Your task is to repeat the lines below exactly, excluding any pictures they contain.

= = = =

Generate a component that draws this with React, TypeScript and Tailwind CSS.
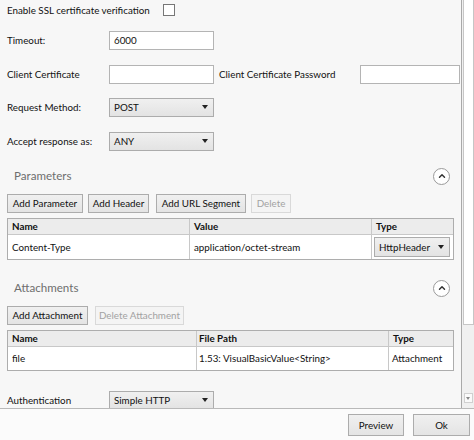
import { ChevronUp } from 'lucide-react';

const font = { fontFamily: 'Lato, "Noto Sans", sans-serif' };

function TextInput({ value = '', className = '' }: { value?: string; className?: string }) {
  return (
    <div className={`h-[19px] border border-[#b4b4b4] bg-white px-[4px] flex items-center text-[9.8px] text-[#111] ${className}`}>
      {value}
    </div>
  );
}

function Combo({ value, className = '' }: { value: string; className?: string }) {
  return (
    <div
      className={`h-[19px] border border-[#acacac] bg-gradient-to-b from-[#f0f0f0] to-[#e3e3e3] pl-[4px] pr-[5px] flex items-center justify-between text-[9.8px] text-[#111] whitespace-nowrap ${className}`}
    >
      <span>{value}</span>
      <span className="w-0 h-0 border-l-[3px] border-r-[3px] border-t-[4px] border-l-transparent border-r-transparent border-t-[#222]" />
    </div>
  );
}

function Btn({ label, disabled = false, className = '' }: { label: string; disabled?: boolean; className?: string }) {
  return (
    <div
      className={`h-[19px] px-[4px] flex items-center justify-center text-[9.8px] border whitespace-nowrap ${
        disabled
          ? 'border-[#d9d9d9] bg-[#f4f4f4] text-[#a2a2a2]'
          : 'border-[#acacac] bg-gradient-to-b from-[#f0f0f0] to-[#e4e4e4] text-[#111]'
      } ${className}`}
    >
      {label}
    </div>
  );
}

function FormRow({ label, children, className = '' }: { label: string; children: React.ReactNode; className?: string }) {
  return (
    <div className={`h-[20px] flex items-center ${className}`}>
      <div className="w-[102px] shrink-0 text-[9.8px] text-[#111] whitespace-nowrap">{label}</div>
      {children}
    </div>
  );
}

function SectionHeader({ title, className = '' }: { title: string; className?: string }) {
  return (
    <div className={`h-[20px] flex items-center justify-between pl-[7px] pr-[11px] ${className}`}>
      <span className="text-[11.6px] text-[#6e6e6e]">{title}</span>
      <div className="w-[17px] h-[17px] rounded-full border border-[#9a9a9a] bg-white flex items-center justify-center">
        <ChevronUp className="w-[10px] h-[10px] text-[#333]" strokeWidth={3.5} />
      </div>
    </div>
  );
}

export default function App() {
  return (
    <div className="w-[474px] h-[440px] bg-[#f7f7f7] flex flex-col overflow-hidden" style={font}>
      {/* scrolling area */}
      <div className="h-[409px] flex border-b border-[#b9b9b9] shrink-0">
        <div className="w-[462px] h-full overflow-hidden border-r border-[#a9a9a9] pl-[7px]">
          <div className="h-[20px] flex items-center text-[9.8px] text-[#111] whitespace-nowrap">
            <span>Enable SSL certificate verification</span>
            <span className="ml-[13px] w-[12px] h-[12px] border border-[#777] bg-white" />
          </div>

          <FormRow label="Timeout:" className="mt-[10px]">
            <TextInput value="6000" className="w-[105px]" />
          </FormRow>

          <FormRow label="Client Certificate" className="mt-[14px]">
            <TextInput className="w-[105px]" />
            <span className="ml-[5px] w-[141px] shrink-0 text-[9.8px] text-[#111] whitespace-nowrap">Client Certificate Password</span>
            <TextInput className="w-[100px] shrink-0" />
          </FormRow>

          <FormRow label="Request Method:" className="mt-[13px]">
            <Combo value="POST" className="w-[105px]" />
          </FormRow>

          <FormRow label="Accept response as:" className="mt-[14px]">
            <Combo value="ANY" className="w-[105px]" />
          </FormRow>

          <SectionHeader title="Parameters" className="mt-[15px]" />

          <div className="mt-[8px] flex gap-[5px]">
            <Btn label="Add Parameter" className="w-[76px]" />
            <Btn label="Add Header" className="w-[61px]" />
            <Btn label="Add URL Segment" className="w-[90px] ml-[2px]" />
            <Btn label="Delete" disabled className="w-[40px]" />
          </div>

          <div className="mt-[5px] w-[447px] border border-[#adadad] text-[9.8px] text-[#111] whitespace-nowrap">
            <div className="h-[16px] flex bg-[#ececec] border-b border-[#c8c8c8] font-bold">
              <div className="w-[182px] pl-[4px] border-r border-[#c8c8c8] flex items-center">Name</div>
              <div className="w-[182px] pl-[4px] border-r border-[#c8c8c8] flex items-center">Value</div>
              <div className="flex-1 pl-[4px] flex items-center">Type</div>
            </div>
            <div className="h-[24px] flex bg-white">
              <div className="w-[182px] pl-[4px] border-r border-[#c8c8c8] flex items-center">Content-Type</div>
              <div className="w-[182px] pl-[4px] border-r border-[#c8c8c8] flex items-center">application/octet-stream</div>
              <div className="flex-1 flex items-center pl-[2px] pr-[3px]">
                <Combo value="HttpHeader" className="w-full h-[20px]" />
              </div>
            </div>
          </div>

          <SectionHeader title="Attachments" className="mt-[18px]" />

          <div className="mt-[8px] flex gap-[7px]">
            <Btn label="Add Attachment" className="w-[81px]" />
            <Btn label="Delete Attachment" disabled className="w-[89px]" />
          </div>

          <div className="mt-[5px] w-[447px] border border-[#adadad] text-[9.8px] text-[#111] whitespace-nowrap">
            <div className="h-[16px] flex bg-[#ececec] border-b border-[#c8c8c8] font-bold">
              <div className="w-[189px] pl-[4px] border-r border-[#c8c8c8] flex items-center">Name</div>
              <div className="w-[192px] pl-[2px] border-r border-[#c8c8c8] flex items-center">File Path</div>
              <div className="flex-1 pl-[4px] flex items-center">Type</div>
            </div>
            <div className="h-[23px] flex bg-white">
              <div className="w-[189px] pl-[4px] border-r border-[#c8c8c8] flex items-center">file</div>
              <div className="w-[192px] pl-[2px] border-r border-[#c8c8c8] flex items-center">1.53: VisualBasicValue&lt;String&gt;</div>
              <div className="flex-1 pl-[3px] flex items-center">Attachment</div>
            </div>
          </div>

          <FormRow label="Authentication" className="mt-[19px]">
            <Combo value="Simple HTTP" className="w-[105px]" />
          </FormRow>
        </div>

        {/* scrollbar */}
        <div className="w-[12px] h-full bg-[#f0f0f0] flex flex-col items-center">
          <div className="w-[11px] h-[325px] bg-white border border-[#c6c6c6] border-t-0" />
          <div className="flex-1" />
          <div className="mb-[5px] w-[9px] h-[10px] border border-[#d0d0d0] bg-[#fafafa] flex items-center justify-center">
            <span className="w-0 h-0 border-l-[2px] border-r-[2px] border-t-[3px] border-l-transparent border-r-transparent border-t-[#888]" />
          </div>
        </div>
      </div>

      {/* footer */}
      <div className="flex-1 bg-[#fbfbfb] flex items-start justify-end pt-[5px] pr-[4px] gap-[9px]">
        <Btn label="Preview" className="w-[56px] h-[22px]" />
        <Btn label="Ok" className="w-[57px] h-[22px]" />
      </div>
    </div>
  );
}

= = = =

• TASK SOLUTION
Generate a component that draws this with React, TypeScript and Tailwind CSS.
import { ChevronUp } from 'lucide-react';

const font = { fontFamily: 'Lato, "Noto Sans", sans-serif' };

function TextInput({ value = '', className = '' }: { value?: string; className?: string }) {
  return (
    <div className={`h-[19px] border border-[#b4b4b4] bg-white px-[4px] flex items-center text-[9.8px] text-[#111] ${className}`}>
      {value}
    </div>
  );
}

function Combo({ value, className = '' }: { value: string; className?: string }) {
  return (
    <div
      className={`h-[19px] border border-[#acacac] bg-gradient-to-b from-[#f0f0f0] to-[#e3e3e3] pl-[4px] pr-[5px] flex items-center justify-between text-[9.8px] text-[#111] whitespace-nowrap ${className}`}
    >
      <span>{value}</span>
      <span className="w-0 h-0 border-l-[3px] border-r-[3px] border-t-[4px] border-l-transparent border-r-transparent border-t-[#222]" />
    </div>
  );
}

function Btn({ label, disabled = false, className = '' }: { label: string; disabled?: boolean; className?: string }) {
  return (
    <div
      className={`h-[19px] px-[4px] flex items-center justify-center text-[9.8px] border whitespace-nowrap ${
        disabled
          ? 'border-[#d9d9d9] bg-[#f4f4f4] text-[#a2a2a2]'
          : 'border-[#acacac] bg-gradient-to-b from-[#f0f0f0] to-[#e4e4e4] text-[#111]'
      } ${className}`}
    >
      {label}
    </div>
  );
}

function FormRow({ label, children, className = '' }: { label: string; children: React.ReactNode; className?: string }) {
  return (
    <div className={`h-[20px] flex items-center ${className}`}>
      <div className="w-[102px] shrink-0 text-[9.8px] text-[#111] whitespace-nowrap">{label}</div>
      {children}
    </div>
  );
}

function SectionHeader({ title, className = '' }: { title: string; className?: string }) {
  return (
    <div className={`h-[20px] flex items-center justify-between pl-[7px] pr-[11px] ${className}`}>
      <span className="text-[11.6px] text-[#6e6e6e]">{title}</span>
      <div className="w-[17px] h-[17px] rounded-full border border-[#9a9a9a] bg-white flex items-center justify-center">
        <ChevronUp className="w-[10px] h-[10px] text-[#333]" strokeWidth={3.5} />
      </div>
    </div>
  );
}

export default function App() {
  return (
    <div className="w-[474px] h-[440px] bg-[#f7f7f7] flex flex-col overflow-hidden" style={font}>
      {/* scrolling area */}
      <div className="h-[409px] flex border-b border-[#b9b9b9] shrink-0">
        <div className="w-[462px] h-full overflow-hidden border-r border-[#a9a9a9] pl-[7px]">
          <div className="h-[20px] flex items-center text-[9.8px] text-[#111] whitespace-nowrap">
            <span>Enable SSL certificate verification</span>
            <span className="ml-[13px] w-[12px] h-[12px] border border-[#777] bg-white" />
          </div>

          <FormRow label="Timeout:" className="mt-[10px]">
            <TextInput value="6000" className="w-[105px]" />
          </FormRow>

          <FormRow label="Client Certificate" className="mt-[14px]">
            <TextInput className="w-[105px]" />
            <span className="ml-[5px] w-[141px] shrink-0 text-[9.8px] text-[#111] whitespace-nowrap">Client Certificate Password</span>
            <TextInput className="w-[100px] shrink-0" />
          </FormRow>

          <FormRow label="Request Method:" className="mt-[13px]">
            <Combo value="POST" className="w-[105px]" />
          </FormRow>

          <FormRow label="Accept response as:" className="mt-[14px]">
            <Combo value="ANY" className="w-[105px]" />
          </FormRow>

          <SectionHeader title="Parameters" className="mt-[15px]" />

          <div className="mt-[8px] flex gap-[5px]">
            <Btn label="Add Parameter" className="w-[76px]" />
            <Btn label="Add Header" className="w-[61px]" />
            <Btn label="Add URL Segment" className="w-[90px] ml-[2px]" />
            <Btn label="Delete" disabled className="w-[40px]" />
          </div>

          <div className="mt-[5px] w-[447px] border border-[#adadad] text-[9.8px] text-[#111] whitespace-nowrap">
            <div className="h-[16px] flex bg-[#ececec] border-b border-[#c8c8c8] font-bold">
              <div className="w-[182px] pl-[4px] border-r border-[#c8c8c8] flex items-center">Name</div>
              <div className="w-[182px] pl-[4px] border-r border-[#c8c8c8] flex items-center">Value</div>
              <div className="flex-1 pl-[4px] flex items-center">Type</div>
            </div>
            <div className="h-[24px] flex bg-white">
              <div className="w-[182px] pl-[4px] border-r border-[#c8c8c8] flex items-center">Content-Type</div>
              <div className="w-[182px] pl-[4px] border-r border-[#c8c8c8] flex items-center">application/octet-stream</div>
              <div className="flex-1 flex items-center pl-[2px] pr-[3px]">
                <Combo value="HttpHeader" className="w-full h-[20px]" />
              </div>
            </div>
          </div>

          <SectionHeader title="Attachments" className="mt-[18px]" />

          <div className="mt-[8px] flex gap-[7px]">
            <Btn label="Add Attachment" className="w-[81px]" />
            <Btn label="Delete Attachment" disabled className="w-[89px]" />
          </div>

          <div className="mt-[5px] w-[447px] border border-[#adadad] text-[9.8px] text-[#111] whitespace-nowrap">
            <div className="h-[16px] flex bg-[#ececec] border-b border-[#c8c8c8] font-bold">
              <div className="w-[189px] pl-[4px] border-r border-[#c8c8c8] flex items-center">Name</div>
              <div className="w-[192px] pl-[2px] border-r border-[#c8c8c8] flex items-center">File Path</div>
              <div className="flex-1 pl-[4px] flex items-center">Type</div>
            </div>
            <div className="h-[23px] flex bg-white">
              <div className="w-[189px] pl-[4px] border-r border-[#c8c8c8] flex items-center">file</div>
              <div className="w-[192px] pl-[2px] border-r border-[#c8c8c8] flex items-center">1.53: VisualBasicValue&lt;String&gt;</div>
              <div className="flex-1 pl-[3px] flex items-center">Attachment</div>
            </div>
          </div>

          <FormRow label="Authentication" className="mt-[19px]">
            <Combo value="Simple HTTP" className="w-[105px]" />
          </FormRow>
        </div>

        {/* scrollbar */}
        <div className="w-[12px] h-full bg-[#f0f0f0] flex flex-col items-center">
          <div className="w-[11px] h-[325px] bg-white border border-[#c6c6c6] border-t-0" />
          <div className="flex-1" />
          <div className="mb-[5px] w-[9px] h-[10px] border border-[#d0d0d0] bg-[#fafafa] flex items-center justify-center">
            <span className="w-0 h-0 border-l-[2px] border-r-[2px] border-t-[3px] border-l-transparent border-r-transparent border-t-[#888]" />
          </div>
        </div>
      </div>

      {/* footer */}
      <div className="flex-1 bg-[#fbfbfb] flex items-start justify-end pt-[5px] pr-[4px] gap-[9px]">
        <Btn label="Preview" className="w-[56px] h-[22px]" />
        <Btn label="Ok" className="w-[57px] h-[22px]" />
      </div>
    </div>
  );
}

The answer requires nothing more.